At first glance, The Mind Robber does look like the least grounded story ever, and in a very Sixties fashion: the use of childhood images and stories, including the toy soldiers - which from the production photographs we know are brightly coloured - makes this seem like a belated trip to a psychedelic Pepperland, being broadcast a year after the Summer of Love; but, the chilly, threatening use of these images is more in line with the immediately contemporary White Album, which was released a few weeks after the broadcast of the final episode. Clearly there was something in the air in 1968 about loss of innocence. Because, just like John Lennon's song Revolution from that album, The Mind Robber is a wake up call.

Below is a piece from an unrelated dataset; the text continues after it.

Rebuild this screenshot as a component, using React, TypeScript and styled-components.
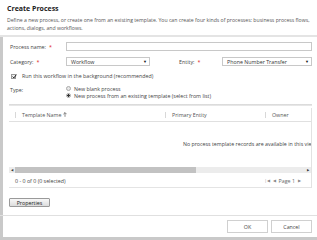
import React from "react";
import styled, { createGlobalStyle } from "styled-components";

const Global = createGlobalStyle`
  html, body { margin: 0; padding: 0; background: #fff; }
  body { font-family: "Open Sans", "Noto Sans", "Liberation Sans", sans-serif; color: #444; }
  * { box-sizing: border-box; }
`;

const Dialog = styled.div`
  width: 317px;
  height: 240px;
  display: flex;
  flex-direction: column;
  overflow: hidden;
  background: #fff;
`;

const Header = styled.div`
  height: 37px;
  padding: 4px 5px 0 7px;
  border-bottom: 2px solid #e4e4e4;
  flex-shrink: 0;
`;

const Title = styled.div`
  font-size: 7px;
  font-weight: 700;
  color: #222;
  line-height: 9px;
  margin-bottom: 3px;
`;

const Desc = styled.div`
  font-size: 5.15px;
  line-height: 8px;
  color: #555;
  width: 306px;
`;

const Body = styled.div`
  flex: 1;
  display: flex;
  min-height: 0;
`;

const LeftStrip = styled.div`
  width: 3px;
  background: #c9c9c9;
  flex-shrink: 0;
`;

const Content = styled.div`
  flex: 1;
  display: flex;
  flex-direction: column;
  padding: 0 5px 0 3px;
  font-size: 5.3px;
  min-width: 0;
`;

const Row = styled.div<{ $h: number; $mt?: number }>`
  display: flex;
  align-items: center;
  height: ${(p) => p.$h}px;
  margin-top: ${(p) => p.$mt ?? 0}px;
`;

const Label = styled.div<{ $w: number; $pl?: number }>`
  width: ${(p) => p.$w}px;
  flex-shrink: 0;
  padding-left: ${(p) => p.$pl ?? 4}px;
  color: #444;
  white-space: nowrap;
`;

const Req = styled.span`
  color: #d22;
  margin-left: 3px;
`;

const Input = styled.div`
  flex: 1;
  height: 9px;
  border: 1px solid #c8c8c8;
  background: #fff;
`;

const Select = styled.div<{ $w: number }>`
  width: ${(p) => p.$w}px;
  height: 9px;
  border: 1px solid #c8c8c8;
  display: flex;
  align-items: center;
  justify-content: space-between;
  padding: 0 2px 0 4px;
  color: #333;
  white-space: nowrap;
`;

const Arrow = styled.span`
  font-size: 4px;
  color: #111;
`;

const Check = styled.span`
  width: 5px;
  height: 5px;
  border: 1px solid #999;
  background: #eee;
  margin: 0 6px 0 5px;
  display: inline-flex;
  align-items: center;
  justify-content: center;
  position: relative;
`;

const TypeBlock = styled.div`
  display: flex;
  margin-top: 5px;
`;

const TypeLabel = styled.div`
  width: 60px;
  padding-left: 4px;
  padding-top: 1px;
`;

const Radios = styled.div`
  display: flex;
  flex-direction: column;
`;

const RadioRow = styled.div`
  display: flex;
  align-items: center;
  height: 7px;
  white-space: nowrap;
`;

const Radio = styled.span<{ $on?: boolean }>`
  width: 5px;
  height: 5px;
  border-radius: 50%;
  border: 1px solid #aaa;
  background: ${(p) => (p.$on ? "radial-gradient(circle, #333 0 1px, #ddd 1.2px)" : "#e8e8e8")};
  margin-right: 3px;
`;

const Shadow = styled.div`
  height: 2px;
  margin: 5px 0 2px 3px;
  background: linear-gradient(#d6d6d6, #ececec);
`;

const Grid = styled.div`
  margin-left: 3px;
  border-right: 1px solid #e2e2e2;
  display: flex;
  flex-direction: column;
`;

const GridHead = styled.div`
  height: 14px;
  display: flex;
  align-items: center;
  border-bottom: 1px solid #e0e0e0;
  color: #555;
`;

const Col = styled.div<{ $w?: number }>`
  ${(p) => (p.$w ? `width: ${p.$w}px;` : "flex: 1;")}
  height: 6px;
  display: flex;
  align-items: center;
  gap: 2px;
  border-left: 1px solid #d8d8d8;
  padding-left: 6px;
  white-space: nowrap;
`;

const Spacer = styled.div`
  width: 6px;
`;

const GridBody = styled.div`
  height: 45px;
  display: flex;
  align-items: center;
  justify-content: flex-end;
  overflow: hidden;
  white-space: nowrap;
  color: #444;
  padding-bottom: 1px;
`;

const Empty = styled.div`
  margin-right: -6px;
`;

const HScroll = styled.div`
  height: 6px;
  display: flex;
  align-items: center;
  background: #ececec;
`;

const ScrollBtn = styled.span`
  width: 6px;
  font-size: 3px;
  color: #333;
  text-align: center;
`;

const Thumb = styled.div`
  width: 181px;
  height: 6px;
  background: #c2c2c2;
`;

const Fill = styled.div`
  flex: 1;
`;

const GridFoot = styled.div`
  height: 15px;
  display: flex;
  align-items: center;
  justify-content: space-between;
  border-bottom: 1px solid #e4e4e4;
  padding: 1px 10px 0 6px;
  color: #444;
`;

const Pager = styled.div`
  display: flex;
  align-items: center;
  gap: 3px;
  color: #666;
`;

const PagerIcon = styled.span`
  font-size: 4px;
  color: #888;
`;

const PropsBtn = styled.button`
  margin: 10px 0 0 3px;
  width: 41px;
  height: 9px;
  padding: 0;
  font: inherit;
  font-size: 5.3px;
  color: #222;
  border: 1px solid #9a9a9a;
  border-radius: 1px;
  background: linear-gradient(#f8f8f8, #dcdcdc);
  display: flex;
  align-items: center;
  justify-content: center;
`;

const Footer = styled.div`
  margin-top: 8px;
  border-top: 1px solid #e0e0e0;
  display: flex;
  justify-content: flex-end;
  gap: 3px;
  padding: 4px 5px 0 0;
  margin-left: -6px;
  margin-right: -5px;
`;

const DlgBtn = styled.button`
  width: 41px;
  height: 13px;
  padding: 0;
  font: inherit;
  font-size: 5.3px;
  color: #444;
  background: #fff;
  border: 1px solid #d0d0d0;
`;

const BottomBar = styled.div`
  height: 3px;
  background: #c9c9c9;
  flex-shrink: 0;
`;

export default function App() {
  return (
    <>
      <Global />
      <Dialog>
        <Header>
          <Title>Create Process</Title>
          <Desc>
            Define a new process, or create one from an existing template. You can create four kinds of processes: business process flows, actions, dialogs, and workflows.
          </Desc>
        </Header>
        <Body>
          <LeftStrip />
          <Content>
            <Row $h={9} $mt={5}>
              <Label $w={60}>
                Process name:<Req>*</Req>
              </Label>
              <Input />
            </Row>
            <Row $h={9} $mt={6}>
              <Label $w={60}>
                Category:<Req>*</Req>
              </Label>
              <Select $w={86}>
                Workflow<Arrow>▼</Arrow>
              </Select>
              <Label $w={72} $pl={29}>
                Entity:<Req>*</Req>
              </Label>
              <Select $w={92}>
                Phone Number Transfer<Arrow>▼</Arrow>
              </Select>
            </Row>
            <Row $h={8} $mt={6}>
              <Check>
                <svg width="5" height="5" viewBox="0 0 5 5" style={{ position: "absolute", left: 0, top: -1 }}>
                  <path d="M0.6 2.6 L1.9 3.9 L4.4 0.6" stroke="#222" strokeWidth="1" fill="none" />
                </svg>
              </Check>
              Run this workflow in the background (recommended)
            </Row>
            <TypeBlock>
              <TypeLabel>Type:</TypeLabel>
              <Radios>
                <RadioRow>
                  <Radio />
                  New blank process
                </RadioRow>
                <RadioRow>
                  <Radio $on />
                  New process from an existing template (select from list)
                </RadioRow>
              </Radios>
            </TypeBlock>
            <Shadow />
            <Grid>
              <GridHead>
                <Spacer />
                <Col $w={150}>
                  Template Name
                  <svg width="4" height="5" viewBox="0 0 4 5">
                    <path d="M2 4.8 V0.6 M0.4 2.2 L2 0.6 L3.6 2.2" stroke="#555" strokeWidth="0.7" fill="none" />
                  </svg>
                </Col>
                <Col $w={100}>Primary Entity</Col>
                <Col>Owner</Col>
              </GridHead>
              <GridBody>
                <Empty>No process template records are available in this view.</Empty>
              </GridBody>
              <HScroll>
                <ScrollBtn>◀</ScrollBtn>
                <Thumb />
                <Fill />
                <ScrollBtn>▶</ScrollBtn>
              </HScroll>
              <GridFoot>
                <span>0 - 0 of 0 (0 selected)</span>
                <Pager>
                  <PagerIcon>|◀</PagerIcon>
                  <PagerIcon>◀</PagerIcon>
                  <span>Page 1</span>
                  <PagerIcon>▶</PagerIcon>
                </Pager>
              </GridFoot>
            </Grid>
            <div>
              <PropsBtn>Properties</PropsBtn>
            </div>
            <Footer>
              <DlgBtn>OK</DlgBtn>
              <DlgBtn>Cancel</DlgBtn>
            </Footer>
          </Content>
        </Body>
        <BottomBar />
      </Dialog>
    </>
  );
}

For all its trappings, this story is anti-fantasy. It's a piece that casts a unicorn as a threatening, destructive force, and posits that being trapped in a land of stories would enslave humanity. I'm not sure I agree with the thesis, and it's very odd coming from the imaginative powerhouse that is Doctor Who but it's clear that it is intentional (rumour has it that Ling wrote the piece after being dumbfounded that viewers of soaps could not tell that the characters therein were not real).

In Summary:
With a sort of dreamy logic, this is a full-on escapist fantasy warning of the dangers of escapism.